To summarize paragraphs into shorter sentences is not an easy task for Artificial Intelligence (AI). Because of the requirement of one deep understanding of the text, which most current natural language processing machines cannot do. This was deemed impossible until recently, as data analysts at Microsoft have recently demonstrated the opposite.

In the paper recently announced on Arxiv.org about “Structured Neural Summarization”, researchers at Cambridge-based Microsoft Research illustrate how AI framework can understand the relationship in "weakly structured" text, which contributes to its outperformance over the current Neuro-linguistic programming (NLP) in summarizing texts.

This reminds us of Primer, a system that uses AI to analyze and combine a variety of documents. However, Microsoft’s AI can reach a much broader use.

It is stated by the researchers that the task of summarization, which involves compressing a complex and considerable input into an abbreviation that still contains the central idea of the input, is classical in terms of processing languages. And automatic summarizing demands a self-learning machine to pinpoint the important parts of a text and the connections between them while omitting the unimportant ones. Nonetheless, while standard methods are supposed to handle the random relationship between words, they tend to fail to handle lengthy texts. Also, they easily get distracted by simple interference.

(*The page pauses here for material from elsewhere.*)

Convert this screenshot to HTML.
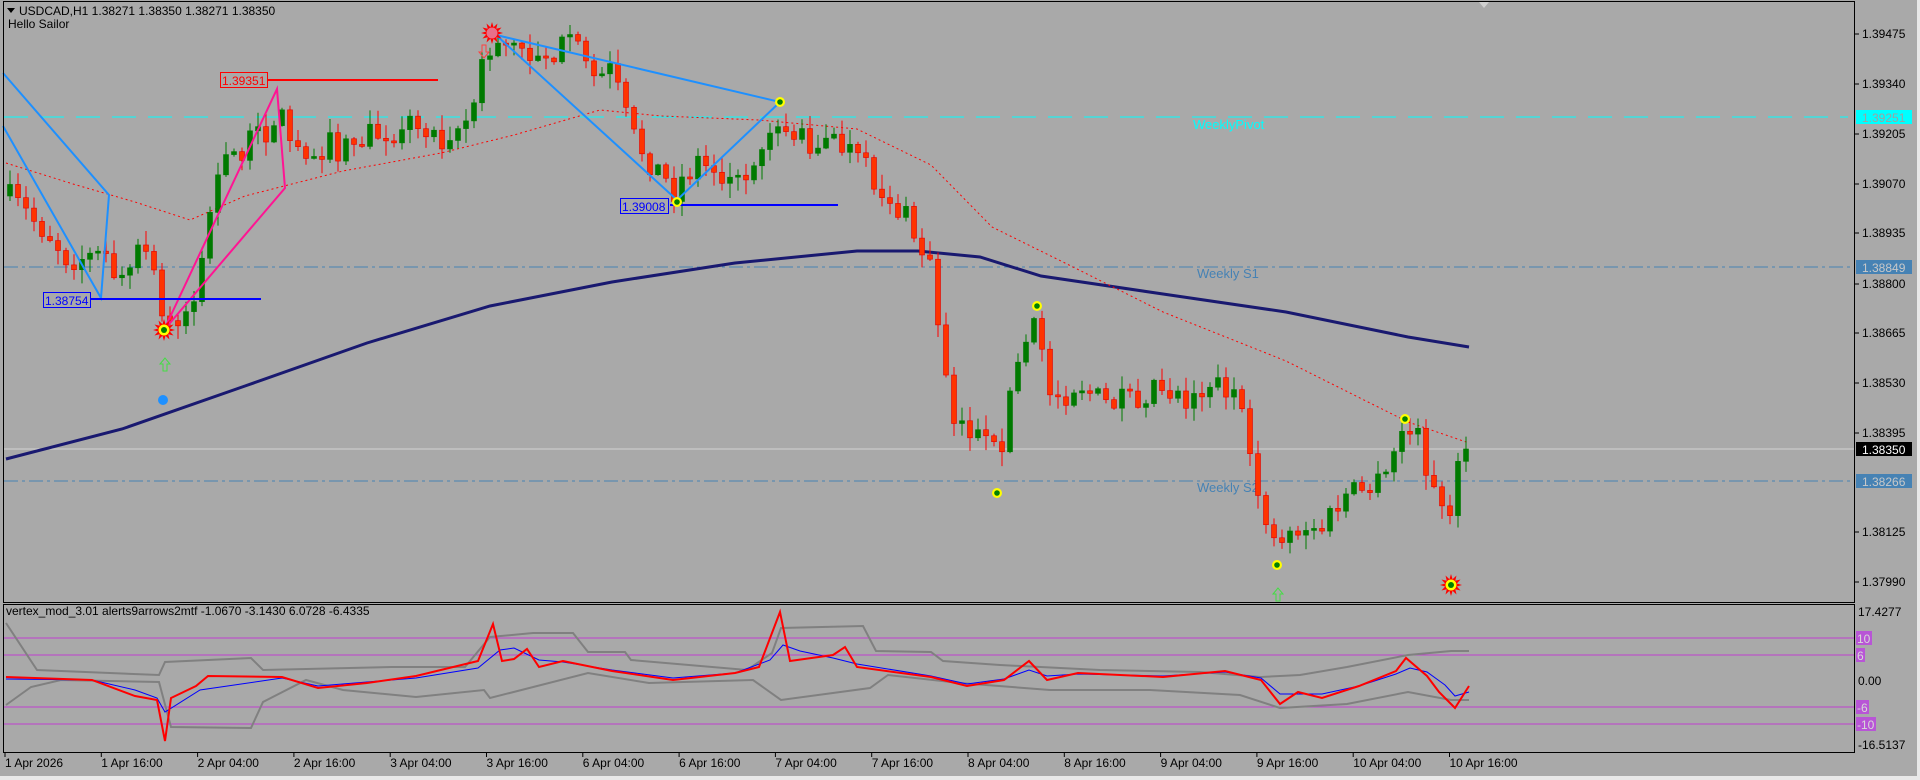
<!DOCTYPE html>
<html><head><meta charset="utf-8"><style>
html,body{margin:0;padding:0;background:#a9a9a9;overflow:hidden}
svg{display:block}
text{font-family:"Liberation Sans",sans-serif}
</style></head><body>
<svg id="s" width="1920" height="780" xmlns="http://www.w3.org/2000/svg">
<rect x="0" y="0" width="1920" height="780" fill="#a9a9a9"/>
<rect x="1917" y="0" width="3" height="780" fill="#e8e8e8"/>
<rect x="0" y="776" width="1920" height="4" fill="#e8e8e8"/>
<g id="lines"></g>
<g id="cand"></g>
<g id="over"></g>
<rect x="3.5" y="1.5" width="1851" height="601" fill="none" stroke="#000" stroke-width="1"/>
<rect x="3.5" y="604.5" width="1851" height="148" fill="none" stroke="#000" stroke-width="1"/>
<polygon points="1479,2 1489,2 1484,8" fill="#d0d0d0"/>
<polygon points="7,8 15,8 11,13" fill="#000"/>
<text x="19" y="15" font-size="12" fill="#000">USDCAD,H1  1.38271 1.38350 1.38271 1.38350</text>
<text x="8" y="28" font-size="12" fill="#000">Hello Sailor</text>
<text x="6" y="615" font-size="12" fill="#000">vertex_mod_3.01 alerts9arrows2mtf -1.0670 -3.1430 6.0728 -6.4335</text>
<g font-size="12" fill="#000" id="axis"></g>
</svg>
<script>
(function(){
var NS="http://www.w3.org/2000/svg";
function el(p,t,a){var e=document.createElementNS(NS,t);for(var k in a)e.setAttribute(k,a[k]);p.appendChild(e);return e;}
function txt(p,x,y,s,a){var e=el(p,'text',Object.assign({x:x,y:y},a||{}));e.textContent=s;return e;}
var L=document.getElementById('lines'),C=document.getElementById('cand'),O=document.getElementById('over'),A=document.getElementById('axis');
function pl(p,pts,a){el(p,'polyline',Object.assign({points:pts.map(function(q){return q.join(',')}).join(' '),fill:'none'},a));}
el(L,'line',{x1:4,y1:117,x2:1848,y2:117,stroke:'#00ffff','stroke-dasharray':'24,12'});
el(L,'line',{x1:4,y1:267,x2:1854,y2:267,stroke:'#4682b4','stroke-dasharray':'14,4,3,4'});
el(L,'line',{x1:4,y1:481,x2:1854,y2:481,stroke:'#4682b4','stroke-dasharray':'14,4,3,4'});
el(L,'line',{x1:4,y1:449,x2:1854,y2:449,stroke:'#d3d3d3'});
txt(L,1193,129,'WeeklyPivot',{'font-size':'13',fill:'#00ffff'});
txt(L,1197,278,'Weekly S1',{'font-size':'13',fill:'#4682b4'});
txt(L,1197,492,'Weekly S2',{'font-size':'13',fill:'#4682b4'});
[638,655,707,724].forEach(function(y){el(L,'line',{x1:4,y1:y,x2:1854,y2:y,stroke:'#c040d0'});});
var kp=[[6,196],[49,233],[67,257],[104,257],[122,282],[147,245],[163,325],[196,300],[214,184],[239,147],[263,135],[279,110],[294,147],[343,147],[404,122],[441,135],[471,116],[484,61],[496,47],[527,51],[576,49],[612,73],[631,135],[673,190],[698,159],[741,184],[771,122],[808,141],[845,147],[876,184],[906,220],[931,269],[943,355],[955,416],[980,441],[998,459],[1016,367],[1038,324],[1053,404],[1078,380],[1102,404],[1127,404],[1157,380],[1188,398],[1212,380],[1237,392],[1249,465],[1274,539],[1298,527],[1322,527],[1347,496],[1384,484],[1402,429],[1420,441],[1433,490],[1445,527],[1457,471],[1469,449]];
function interp(k,x){for(var i=1;i<k.length;i++){if(x<=k[i][0]){var a=k[i-1],b=k[i];return a[1]+(b[1]-a[1])*(x-a[0])/(b[0]-a[0]);}}return k[k.length-1][1];}
var seed=7;function rnd(){seed=(seed*16807)%2147483647;return (seed-1)/2147483646;}
var prev=interp(kp,6);
for(var x=10;x<=1469;x+=8){
 var c=interp(kp,x)+(rnd()-0.5)*30; if(x>=1465)c=449;
 var o=prev; if(Math.abs(c-o)<1.5)c=o+(rnd()<.5?-2:2);
 var bt=Math.min(o,c),bb=Math.max(o,c);
 var hi=bt-rnd()*14-1,lo=bb+rnd()*14+1;
 var bull=c<o;var col=bull?'#007a00':'#ff3300',bc=bull?'#007a00':'#e00000';
 el(C,'line',{x1:x,y1:hi,x2:x,y2:lo,stroke:bull?'#007a00':'#ff0000'});
 el(C,'rect',{x:x-2.5,y:bt,width:5,height:Math.max(1,bb-bt),fill:col,stroke:bc,'stroke-width':0.6});
 prev=c;
}
pl(L,[[6,459],[122,429],[245,386],[367,343],[490,306],[612,282],[735,263],[857,251],[918,251],[980,257],[1041,276],[1163,294],[1286,312],[1408,337],[1469,347]],{stroke:'#191970','stroke-width':3});
pl(L,[[6,163],[73,184],[135,202],[190,220],[245,196],[343,171],[441,153],[514,135],[600,110],[661,116],[759,120],[857,129],[931,165],[992,227],[1065,263],[1163,312],[1286,361],[1408,422],[1469,443]],{stroke:'#ff0000','stroke-dasharray':'2,3'});
pl(O,[[3,73],[109,195],[101,298],[3,126]],{stroke:'#1e90ff','stroke-width':2});
pl(O,[[496,35],[780,102],[677,200],[496,35]],{stroke:'#1e90ff','stroke-width':2});
pl(O,[[164,330],[277,89],[285,188],[164,330]],{stroke:'#ff1493','stroke-width':2});
el(O,'line',{x1:267,y1:80,x2:438,y2:80,stroke:'#ff0000','stroke-width':2});
el(O,'rect',{x:220.5,y:72.5,width:47,height:15,fill:'#a9a9a9',stroke:'#ff0000'});
txt(O,222,85,'1.39351',{'font-size':'12',fill:'#ff0000'});
el(O,'line',{x1:91,y1:299,x2:261,y2:299,stroke:'#0000ff','stroke-width':2});
el(O,'rect',{x:43.5,y:292.5,width:47,height:15,fill:'#a9a9a9',stroke:'#0000ff'});
txt(O,45,305,'1.38754',{'font-size':'12',fill:'#0000ff'});
el(O,'line',{x1:670,y1:205,x2:838,y2:205,stroke:'#0000ff','stroke-width':2});
el(O,'rect',{x:620.5,y:198.5,width:48,height:15,fill:'#a9a9a9',stroke:'#0000ff'});
txt(O,622,211,'1.39008',{'font-size':'12',fill:'#0000ff'});
function star(cx,cy,center){var p=[];for(var i=0;i<24;i++){var r=i%2?6:11,a=i*Math.PI/12;p.push([cx+r*Math.cos(a),cy+r*Math.sin(a)]);}
 el(O,'polygon',{points:p.map(function(q){return q.join(',')}).join(' '),fill:'#ff0000'});
 el(O,'circle',{cx:cx,cy:cy,r:5.5,fill:center});}
star(164,330,'#ffff00');el(O,'circle',{cx:164,cy:330,r:3,fill:'#008000'});
star(492,33,'#e8708a');
star(1451,585,'#ffff00');el(O,'circle',{cx:1451,cy:585,r:3,fill:'#008000'});
function ydot(cx,cy){el(O,'circle',{cx:cx,cy:cy,r:5,fill:'#ffff00'});el(O,'circle',{cx:cx,cy:cy,r:2.8,fill:'#008000'});}
[[780,102],[1037,306],[997,493],[1277,565],[1405,419],[677,202]].forEach(function(p){ydot(p[0],p[1]);});
el(O,'circle',{cx:163,cy:400,r:5,fill:'#1e90ff'});
function arrowUp(cx,cy,col){el(O,'path',{d:'M'+cx+','+(cy-7)+' l-5,6 h3 v7 h4 v-7 h3 z',fill:'none',stroke:col});}
arrowUp(165,365,'#44dd44');arrowUp(1278,595,'#44dd44');
el(O,'path',{d:'M484,58 l-5,-6 h3 v-7 h4 v7 h3 z',fill:'none',stroke:'#ff4040'});
pl(L,[[6,623],[37,670],[159,675],[165,662],[251,658],[263,670],[392,667],[465,667],[490,637],[533,633],[573,633],[588,652],[625,652],[631,660],[747,670],[772,653],[781,628],[863,626],[876,651],[931,652],[943,661],[1000,665],[1100,670],[1200,672],[1261,677],[1300,675],[1347,667],[1408,655],[1451,651],[1469,651]],{stroke:'#808080','stroke-width':2});
pl(L,[[6,705],[31,687],[61,680],[159,682],[171,727],[251,728],[263,702],[306,680],[343,690],[416,697],[484,690],[490,698],[588,673],[649,683],[753,680],[781,700],[870,688],[888,675],[960,683],[1050,690],[1150,690],[1240,695],[1280,708],[1347,704],[1408,692],[1451,700],[1469,700]],{stroke:'#808080','stroke-width':2});
pl(L,[[6,679],[92,680],[135,690],[157,698],[165,712],[200,690],[282,678],[318,686],[367,682],[416,678],[478,668],[500,650],[514,648],[539,660],[563,662],[612,670],[673,678],[735,673],[770,660],[783,645],[800,651],[833,658],[857,664],[931,676],[967,684],[1004,679],[1029,670],[1047,676],[1078,674],[1163,676],[1225,672],[1261,678],[1280,694],[1298,694],[1322,694],[1359,686],[1396,674],[1410,668],[1427,672],[1445,685],[1455,696],[1469,692]],{stroke:'#0000ff','stroke-width':1});
pl(L,[[6,677],[92,680],[135,696],[157,700],[165,741],[171,698],[196,686],[208,676],[282,677],[318,688],[367,683],[416,676],[478,661],[493,624],[502,661],[514,659],[527,649],[539,667],[563,661],[612,671],[673,680],[735,673],[759,667],[780,612],[790,661],[833,655],[845,647],[857,667],[931,677],[967,686],[1004,680],[1029,661],[1047,680],[1078,673],[1163,677],[1225,671],[1261,680],[1280,704],[1298,692],[1322,698],[1359,686],[1396,671],[1406,658],[1427,676],[1439,692],[1455,708],[1469,686]],{stroke:'#ff0000','stroke-width':2});
[[34,'1.39475'],[84,'1.39340'],[134,'1.39205'],[184,'1.39070'],[233,'1.38935'],[284,'1.38800'],[333,'1.38665'],[383,'1.38530'],[433,'1.38395'],[532,'1.38125'],[582,'1.37990']].forEach(function(a){el(A,'line',{x1:1855,y1:a[0],x2:1859,y2:a[0],stroke:'#000'});txt(A,1862,a[0]+4,a[1]);});
function box(y,bg,fg,s,w){el(A,'rect',{x:1856,y:y-7,width:w||56,height:14,fill:bg});txt(A,1862,y+5,s,{fill:fg});}
box(117,'#00ffff','#a0a0a0','1.39251');box(267,'#4682b4','#c8c8c8','1.38849');box(449,'#000','#fff','1.38350');box(481,'#4682b4','#c8c8c8','1.38266');
txt(A,1858,616,'17.4277');txt(A,1858,685,'0.00');txt(A,1858,749,'-16.5137');
function mb(y,s,w){el(A,'rect',{x:1856,y:y-7,width:w,height:14,fill:'#b855d6'});txt(A,1857,y+5,s,{fill:'#d8d8d8'});}
mb(638,'10',16);mb(655,'6',9);mb(707,'-6',13);mb(724,'-10',20);
['1 Apr 2026','1 Apr 16:00','2 Apr 04:00','2 Apr 16:00','3 Apr 04:00','3 Apr 16:00','6 Apr 04:00','6 Apr 16:00','7 Apr 04:00','7 Apr 16:00','8 Apr 04:00','8 Apr 16:00','9 Apr 04:00','9 Apr 16:00','10 Apr 04:00','10 Apr 16:00'].forEach(function(s,i){var x=5+i*96.3;el(A,'line',{x1:x,y1:753,x2:x,y2:757,stroke:'#000'});txt(A,x,767,s);});
})();
</script>
</body></html>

Their solution includes two steps, involving a developed sequence encoder, which is an AI prototype handling a string of characters and anticipate the following sequence of the previous sequence based on the preceding characters of the target sequence. And a neural network that could directly learn from diagram representations of annotated natural speech.

The composite systems exploited a sequence encoder to provide “rich input” to the diagram network. “Rich input” includes a bidirectional long short-term memory network (LSTM) and a string sequence graph neural network (GNN) extension, along with an LSTM decoder with a pointer network extension. In other words, bidirectional LSTMs are classified as a repetitively-learning neural network which is competent to learn lengthy texts.

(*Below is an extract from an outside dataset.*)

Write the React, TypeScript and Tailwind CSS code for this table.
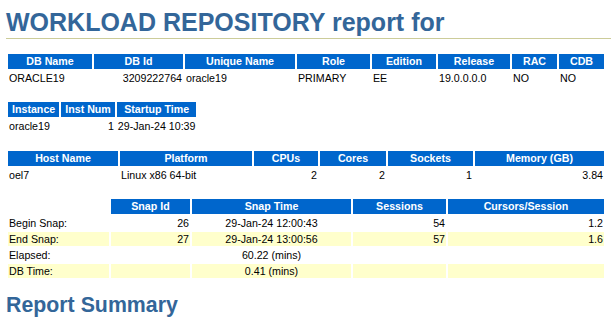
import React from "react";

type CellProps = { children?: React.ReactNode; className?: string };

function Th({ children, className = "" }: CellProps) {
  return (
    <th
      className={
        "bg-[#0066cc] text-white font-bold text-[10.67px] leading-[12px] pt-[1px] pb-[2px] px-[4px] text-center whitespace-nowrap overflow-hidden " +
        className
      }
    >
      {children}
    </th>
  );
}

function Td({ children, className = "" }: CellProps) {
  return (
    <td
      className={
        "text-black font-normal text-[10.67px] leading-[12px] p-[1px] align-top whitespace-nowrap overflow-hidden " +
        className
      }
    >
      {children}
    </td>
  );
}

export default function App() {
  return (
    <div className="min-h-[324px] bg-white pl-[6px] pt-[8px] font-['Liberation_Sans',Arial,Helvetica,sans-serif] text-black">
      <h1 className="text-[25px] font-bold text-[#336699] leading-[29.5px] border-b border-[#cccc99]">
        WORKLOAD REPOSITORY report for
      </h1>

      <table className="table-fixed border-separate border-spacing-[2px] w-[600px] mt-[13.5px]">
        <thead>
          <tr>
            <Th className="w-[84px]">DB Name</Th>
            <Th className="w-[89px]">DB Id</Th>
            <Th className="w-[110px]">Unique Name</Th>
            <Th className="w-[73px]">Role</Th>
            <Th className="w-[64px]">Edition</Th>
            <Th className="w-[72px]">Release</Th>
            <Th className="w-[45px]">RAC</Th>
            <Th className="w-[45px]">CDB</Th>
          </tr>
        </thead>
        <tbody>
          <tr>
            <Td>ORACLE19</Td>
            <Td className="text-right">3209222764</Td>
            <Td>oracle19</Td>
            <Td>PRIMARY</Td>
            <Td>EE</Td>
            <Td>19.0.0.0.0</Td>
            <Td>NO</Td>
            <Td>NO</Td>
          </tr>
        </tbody>
      </table>

      <table className="border-separate border-spacing-[2px] mt-[13.33px]">
        <thead>
          <tr>
            <Th>Instance</Th>
            <Th>Inst Num</Th>
            <Th>Startup Time</Th>
          </tr>
        </thead>
        <tbody>
          <tr>
            <Td>oracle19</Td>
            <Td className="text-right">1</Td>
            <Td>29-Jan-24 10:39</Td>
          </tr>
        </tbody>
      </table>

      <table className="table-fixed border-separate border-spacing-[2px] w-[600px] mt-[13.33px]">
        <thead>
          <tr>
            <Th className="w-[110px]">Host Name</Th>
            <Th className="w-[132px]">Platform</Th>
            <Th className="w-[64px]">CPUs</Th>
            <Th className="w-[66px]">Cores</Th>
            <Th className="w-[85px]">Sockets</Th>
            <Th className="w-[129px]">Memory (GB)</Th>
          </tr>
        </thead>
        <tbody>
          <tr>
            <Td>oel7</Td>
            <Td>Linux x86 64-bit</Td>
            <Td className="text-right">2</Td>
            <Td className="text-right">2</Td>
            <Td className="text-right">1</Td>
            <Td className="text-right">3.84</Td>
          </tr>
        </tbody>
      </table>

      <table className="table-fixed border-separate border-spacing-[2px] w-[600px] mt-[13.33px]">
        <thead>
          <tr>
            <th className="w-[101px] bg-white p-0"></th>
            <Th className="w-[79px]">Snap Id</Th>
            <Th className="w-[159px]">Snap Time</Th>
            <Th className="w-[93px]">Sessions</Th>
            <Th className="w-[156px]">Cursors/Session</Th>
          </tr>
        </thead>
        <tbody>
          <tr>
            <Td className="bg-white">Begin Snap:</Td>
            <Td className="bg-white text-right">26</Td>
            <Td className="bg-white text-center">29-Jan-24 12:00:43</Td>
            <Td className="bg-white text-right">54</Td>
            <Td className="bg-white text-right">1.2</Td>
          </tr>
          <tr>
            <Td className="bg-[#ffffcc]">End Snap:</Td>
            <Td className="bg-[#ffffcc] text-right">27</Td>
            <Td className="bg-[#ffffcc] text-center">29-Jan-24 13:00:56</Td>
            <Td className="bg-[#ffffcc] text-right">57</Td>
            <Td className="bg-[#ffffcc] text-right">1.6</Td>
          </tr>
          <tr>
            <Td className="bg-white">Elapsed:</Td>
            <Td className="bg-white"></Td>
            <Td className="bg-white text-center">60.22 (mins)</Td>
            <Td className="bg-white"></Td>
            <Td className="bg-white"></Td>
          </tr>
          <tr>
            <Td className="bg-[#ffffcc]">DB Time:</Td>
            <Td className="bg-[#ffffcc]"></Td>
            <Td className="bg-[#ffffcc] text-center">0.41 (mins)</Td>
            <Td className="bg-[#ffffcc]"></Td>
            <Td className="bg-[#ffffcc]"></Td>
          </tr>
        </tbody>
      </table>

      <h2 className="text-[21.33px] font-bold text-[#336699] leading-[24.5px] mt-[13.5px]">
        Report Summary
      </h2>
    </div>
  );
}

They had Sequence GNNs do three tasks: confirm a code function name with the source code (Method naming); make predictions and describe a method's functionality  (Method doc), and create a unique summarization of a provided text input (NL summarization).

The team picked two datasets for task one. The first one is a minor java dataset, which was divided for training, validating and testing. The second dataset was produced from 23 C# open source projects on GitHub. For the second task, the aforementioned 23 open source projects in C# was reused. As for the third one, the researchers browsed articles from Daily Mail and CNN.

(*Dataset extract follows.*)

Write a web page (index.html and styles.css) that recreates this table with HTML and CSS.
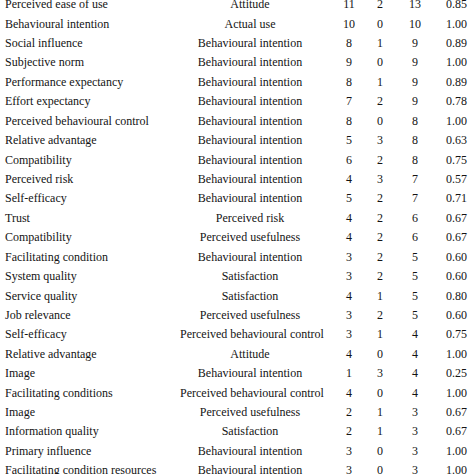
FILE: index.html
```html
<!DOCTYPE html>
<html lang="en">
<head>
<meta charset="utf-8">
<title>Relationships table</title>
<link rel="stylesheet" href="styles.css">
</head>
<body>
<div class="table">
  <div class="row"><span class="c1">Perceived ease of use</span><span class="c2">Attitude</span><span class="c3">11</span><span class="c4">2</span><span class="c5">13</span><span class="c6">0.85</span></div>
  <div class="row"><span class="c1">Behavioural intention</span><span class="c2">Actual use</span><span class="c3">10</span><span class="c4">0</span><span class="c5">10</span><span class="c6">1.00</span></div>
  <div class="row"><span class="c1">Social influence</span><span class="c2">Behavioural intention</span><span class="c3">8</span><span class="c4">1</span><span class="c5">9</span><span class="c6">0.89</span></div>
  <div class="row"><span class="c1">Subjective norm</span><span class="c2">Behavioural intention</span><span class="c3">9</span><span class="c4">0</span><span class="c5">9</span><span class="c6">1.00</span></div>
  <div class="row"><span class="c1">Performance expectancy</span><span class="c2">Behavioural intention</span><span class="c3">8</span><span class="c4">1</span><span class="c5">9</span><span class="c6">0.89</span></div>
  <div class="row"><span class="c1">Effort expectancy</span><span class="c2">Behavioural intention</span><span class="c3">7</span><span class="c4">2</span><span class="c5">9</span><span class="c6">0.78</span></div>
  <div class="row"><span class="c1">Perceived behavioural control</span><span class="c2">Behavioural intention</span><span class="c3">8</span><span class="c4">0</span><span class="c5">8</span><span class="c6">1.00</span></div>
  <div class="row"><span class="c1">Relative advantage</span><span class="c2">Behavioural intention</span><span class="c3">5</span><span class="c4">3</span><span class="c5">8</span><span class="c6">0.63</span></div>
  <div class="row"><span class="c1">Compatibility</span><span class="c2">Behavioural intention</span><span class="c3">6</span><span class="c4">2</span><span class="c5">8</span><span class="c6">0.75</span></div>
  <div class="row"><span class="c1">Perceived risk</span><span class="c2">Behavioural intention</span><span class="c3">4</span><span class="c4">3</span><span class="c5">7</span><span class="c6">0.57</span></div>
  <div class="row"><span class="c1">Self-efficacy</span><span class="c2">Behavioural intention</span><span class="c3">5</span><span class="c4">2</span><span class="c5">7</span><span class="c6">0.71</span></div>
  <div class="row"><span class="c1">Trust</span><span class="c2">Perceived risk</span><span class="c3">4</span><span class="c4">2</span><span class="c5">6</span><span class="c6">0.67</span></div>
  <div class="row"><span class="c1">Compatibility</span><span class="c2">Perceived usefulness</span><span class="c3">4</span><span class="c4">2</span><span class="c5">6</span><span class="c6">0.67</span></div>
  <div class="row"><span class="c1">Facilitating condition</span><span class="c2">Behavioural intention</span><span class="c3">3</span><span class="c4">2</span><span class="c5">5</span><span class="c6">0.60</span></div>
  <div class="row"><span class="c1">System quality</span><span class="c2">Satisfaction</span><span class="c3">3</span><span class="c4">2</span><span class="c5">5</span><span class="c6">0.60</span></div>
  <div class="row"><span class="c1">Service quality</span><span class="c2">Satisfaction</span><span class="c3">4</span><span class="c4">1</span><span class="c5">5</span><span class="c6">0.80</span></div>
  <div class="row"><span class="c1">Job relevance</span><span class="c2">Perceived usefulness</span><span class="c3">3</span><span class="c4">2</span><span class="c5">5</span><span class="c6">0.60</span></div>
  <div class="row"><span class="c1">Self-efficacy</span><span class="c2">Perceived behavioural control</span><span class="c3">3</span><span class="c4">1</span><span class="c5">4</span><span class="c6">0.75</span></div>
  <div class="row"><span class="c1">Relative advantage</span><span class="c2">Attitude</span><span class="c3">4</span><span class="c4">0</span><span class="c5">4</span><span class="c6">1.00</span></div>
  <div class="row"><span class="c1">Image</span><span class="c2">Behavioural intention</span><span class="c3">1</span><span class="c4">3</span><span class="c5">4</span><span class="c6">0.25</span></div>
  <div class="row"><span class="c1">Facilitating conditions</span><span class="c2">Perceived behavioural control</span><span class="c3">4</span><span class="c4">0</span><span class="c5">4</span><span class="c6">1.00</span></div>
  <div class="row"><span class="c1">Image</span><span class="c2">Perceived usefulness</span><span class="c3">2</span><span class="c4">1</span><span class="c5">3</span><span class="c6">0.67</span></div>
  <div class="row"><span class="c1">Information quality</span><span class="c2">Satisfaction</span><span class="c3">2</span><span class="c4">1</span><span class="c5">3</span><span class="c6">0.67</span></div>
  <div class="row"><span class="c1">Primary influence</span><span class="c2">Behavioural intention</span><span class="c3">3</span><span class="c4">0</span><span class="c5">3</span><span class="c6">1.00</span></div>
  <div class="row"><span class="c1">Facilitating condition resources</span><span class="c2">Behavioural intention</span><span class="c3">3</span><span class="c4">0</span><span class="c5">3</span><span class="c6">1.00</span></div>
</div>
</body>
</html>
```

FILE: styles.css
```css
html, body {
  margin: 0;
  padding: 0;
  background: #ffffff;
  overflow: hidden;
}

.table {
  margin-top: -4.8px;
  padding-left: 5px;
  font-family: "Liberation Serif", "Times New Roman", serif;
  font-size: 12px;
  line-height: 19.42px;
  color: #141414;
}

.row {
  display: grid;
  grid-template-columns: 175px 140px 44px 32px 38px 33px;
  white-space: nowrap;
}

.c1 {
  text-align: left;
}

.c2 {
  text-align: center;
}

.c3 {
  padding-left: 14px;
  text-align: center;
}

.c4,
.c5 {
  text-align: center;
}

.c6 {
  text-align: right;
}
```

How was the graph, which the AI prototype extracts data from, created? Firstly, the researchers must split the input into separate identifier tokens (as well as subtokens) then they connected the tokens to construct the graphs. The token could be in any form such as classes, methods, variables, and others, while the text was processed by Standford’s CoreNLP tokenization tool.

So what are the evaluations for the AI system performance?

The Sequenced GNNs accomplished the best performance in the Method naming on both datasets C# and Java based on F-measure (a statistical metric that assesses performance within the range of 0-1) with a score of 63.4 and 51.4 relatively. A slightly worse performance was spotted in Method doc, however, the researchers think it's due to the length of the predictions. As for the last test – the NL summarization, it came up short; even so, the researchers claim there is something related to the training objective and the simplistic decoder. However, they said that it can be further developed in further experiments.

The scientists are excited about their fundamental improvement and eager to go further in their mixed graphs modeling in the variety of exercise beyond natural language. They stated that the key to furtherly boost the performance of deep learning systems is to use explicit relationship modeling to induce learning biases.